認定介護福祉士には、資格取得のための条件が3つ定められています。
- 介護福祉士資格を所持していること
- 介護福祉士としの実務経験が5年以上あること
- 認定介護福祉士養成研修において、600時間の講義を受講すること
介護の実務経験が問われることから、取得したくても誰でも受けることができる資格ではありません。
認定介護福祉士養成研修について
必要な時間数は?
認定介護福祉士になるための条件の一つである認定介護福祉士養成研修は、全科目で合計600時間かかります。
認定介護福祉士養成研修は、
- 認定介護福祉士養成研修I類
- 認定介護福祉士養成研修II類
の2つから構成されています。
認定介護福祉士養成研修I類が合計345時間、認定介護福祉士養成研修II類が合計255時間の受講時間になります。
カリキュラム内容は?
認定介護福祉士養成研修I類では、
- 医療やリハビリに関するカリキュラム
- 認知症に関するカリキュラム
などがあります。
それに対し、認定介護福祉士養成研修II類では、
- マネジメントに関するカリキュラム
- 自立に向けた介護実践の指導に関するカリキュラム
となっています。
認定介護福祉士養成研修は600時間のカリキュラムを修了するためには、一般的に1年半ほどの時間がかかりますので、効率よく養成研修を受講していくことが大切です。
受験資格は?
認定介護福祉士養成研修I類の受講要件は、介護福祉士として5年以上の実務経験が必要です。

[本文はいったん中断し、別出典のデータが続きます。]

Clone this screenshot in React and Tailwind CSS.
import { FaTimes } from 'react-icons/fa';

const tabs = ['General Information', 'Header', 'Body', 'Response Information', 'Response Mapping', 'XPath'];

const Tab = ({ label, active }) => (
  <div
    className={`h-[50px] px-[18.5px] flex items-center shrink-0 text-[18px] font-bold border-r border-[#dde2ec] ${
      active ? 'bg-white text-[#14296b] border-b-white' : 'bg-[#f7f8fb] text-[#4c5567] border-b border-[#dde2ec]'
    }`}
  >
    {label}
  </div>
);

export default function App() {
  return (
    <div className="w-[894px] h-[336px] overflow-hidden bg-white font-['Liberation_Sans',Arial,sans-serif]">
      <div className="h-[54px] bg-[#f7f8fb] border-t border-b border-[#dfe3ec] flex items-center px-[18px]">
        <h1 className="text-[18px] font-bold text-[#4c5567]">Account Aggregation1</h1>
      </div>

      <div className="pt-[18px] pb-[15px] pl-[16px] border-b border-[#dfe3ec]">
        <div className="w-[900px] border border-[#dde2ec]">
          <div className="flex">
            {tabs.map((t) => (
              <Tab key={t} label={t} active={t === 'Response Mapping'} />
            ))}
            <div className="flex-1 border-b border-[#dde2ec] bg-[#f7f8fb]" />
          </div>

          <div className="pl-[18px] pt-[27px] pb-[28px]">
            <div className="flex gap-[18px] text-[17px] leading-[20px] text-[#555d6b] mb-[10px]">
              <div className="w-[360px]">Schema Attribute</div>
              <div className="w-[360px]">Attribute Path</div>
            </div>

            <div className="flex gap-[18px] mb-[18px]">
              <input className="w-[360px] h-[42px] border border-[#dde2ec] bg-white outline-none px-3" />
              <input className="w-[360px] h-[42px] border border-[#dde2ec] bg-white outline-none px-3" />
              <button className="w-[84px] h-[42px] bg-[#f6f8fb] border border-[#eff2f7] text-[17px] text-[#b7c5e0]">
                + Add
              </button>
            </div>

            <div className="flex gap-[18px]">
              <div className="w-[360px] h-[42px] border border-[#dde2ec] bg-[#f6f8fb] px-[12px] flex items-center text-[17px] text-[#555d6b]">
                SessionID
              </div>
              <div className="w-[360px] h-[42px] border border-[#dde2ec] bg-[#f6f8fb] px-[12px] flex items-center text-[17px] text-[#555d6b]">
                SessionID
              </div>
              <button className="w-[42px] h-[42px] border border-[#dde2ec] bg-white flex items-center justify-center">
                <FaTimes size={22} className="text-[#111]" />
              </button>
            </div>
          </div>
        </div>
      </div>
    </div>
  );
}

また、認定介護福祉士養成研修II類の受講要件は、認定介護福祉士養成研修I類を修了していることが必要です。
さらに、認定介護福祉士養成研修I類と同様に、小チームのリーダーとしての実務経験と、居宅と居住の二つで生活支援の経験を持つことが望まれます。
資格試験の内容は?
認定介護福祉士になるためには資格試験はありませんが、レポートを提出する必要があります。
レポート課題を提出し承認を得なくてはいけません。
試験に合格した後は?
認定介護福祉士の資格取得のためは、認定介護福祉士養成研修を修了するなどの条件を満たすことが必要です。

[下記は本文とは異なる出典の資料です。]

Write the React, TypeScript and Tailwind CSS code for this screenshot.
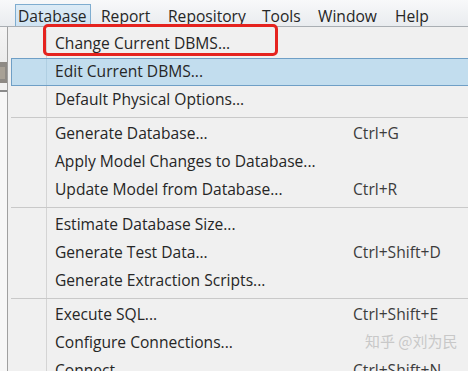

その後、登録申請書などの必要な書類を提出して申請を行います。
提出した書類は試験センターで受理され、登録証が交付されるという流れになります。
認定介護福祉士として資格を取得した後には、介護職のキャリアパスにおける最上位資格者としての自覚を持って実務に当たることが求められます。
まとめ
認定介護福祉士は、介護資格の最上位として位置付けられています。
介護福祉士と名称が似ているため一緒にされることが多いですが、認定介護福祉士と介護福祉士の二つは異なる資格になります。
認定介護福祉士は介護の実務だけではなく、現場のリーダーとして人材を育成したり、他職種と連携をとって地域包括ケアにあたったりするなどの役割が求められます。